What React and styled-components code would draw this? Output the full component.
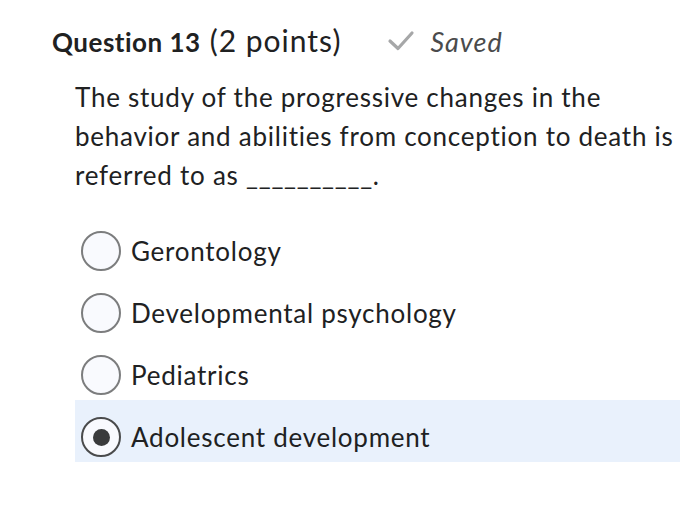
import React from 'react';
import styled, { createGlobalStyle } from 'styled-components';

const GlobalStyle = createGlobalStyle`
  body {
    margin: 0;
    background: #fff;
    font-family: Lato, "Open Sans", sans-serif;
    color: #202122;
    font-variant-ligatures: none;
  }
`;

const Page = styled.div`
  width: 700px;
  height: 509px;
  padding: 19px 0 0 52px;
  box-sizing: border-box;
`;

const Header = styled.div`
  display: flex;
  align-items: baseline;
  height: 42px;
  line-height: 42px;
`;

const Title = styled.h2`
  margin: 0;
  font-size: 26px;
  font-weight: 700;
  letter-spacing: 0.5px;
`;

const Points = styled.span`
  font-size: 30px;
  font-weight: 400;
  margin-left: 9px;
  letter-spacing: 1px;
`;

const Saved = styled.span`
  display: flex;
  align-items: center;
  margin-left: 46px;
  font-size: 27px;
  font-style: italic;
  letter-spacing: 1px;
  color: #4a4b4c;
  gap: 15px;
  svg {
    align-self: center;
    margin-top: -2px;
  }
`;

const Question = styled.p`
  margin: 17px 0 0 23px;
  font-size: 26px;
  letter-spacing: 0.75px;
  line-height: 39px;
  width: 605px;
`;

const Options = styled.div`
  margin: 19px 0 0 23px;
  width: 605px;
`;

const Option = styled.label`
  display: flex;
  align-items: center;
  box-sizing: border-box;
  height: 62px;
  padding: 12px 0 0 6px;
  gap: 10px;
  font-size: 26px;
  letter-spacing: 0.75px;
  background: ${p => (p.$selected ? '#e9f1fc' : 'transparent')};
`;

const Radio = styled.span`
  width: 40px;
  height: 40px;
  box-sizing: border-box;
  border-radius: 50%;
  border: 2px solid ${p => (p.$checked ? '#4a4b4c' : '#7c7d7e')};
  background: #f9fafe;
  display: flex;
  align-items: center;
  justify-content: center;
  flex-shrink: 0;

  &::after {
    content: '';
    width: 17px;
    height: 17px;
    border-radius: 50%;
    background: #3a3b3c;
    display: ${p => (p.$checked ? 'block' : 'none')};
  }
`;

const CheckIcon = () => (
  <svg width="28" height="22" viewBox="0 0 28 22">
    <path d="M3 11 L11 18.5 L25 3" fill="none" stroke="#a6a7a8" strokeWidth="3.2" strokeLinecap="round" strokeLinejoin="round" />
  </svg>
);

const choices = ['Gerontology', 'Developmental psychology', 'Pediatrics', 'Adolescent development'];

export default function App() {
  const selected = 3;
  return (
    <Page>
      <GlobalStyle />
      <Header>
        <Title>
          Question 13<Points>(2 points)</Points>
        </Title>
        <Saved>
          <CheckIcon />
          Saved
        </Saved>
      </Header>
      <Question>
        The study of the progressive changes in the behavior and abilities from conception to death is referred to as __________.
      </Question>
      <Options>
        {choices.map((c, i) => (
          <Option key={c} $selected={i === selected}>
            <Radio $checked={i === selected} />
            {c}
          </Option>
        ))}
      </Options>
    </Page>
  );
}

================================

*What you should do:* Collect each line above holding the string "components".

*The answer:*
What React and styled-components code would draw this? Output the full component.
import styled, { createGlobalStyle } from 'styled-components';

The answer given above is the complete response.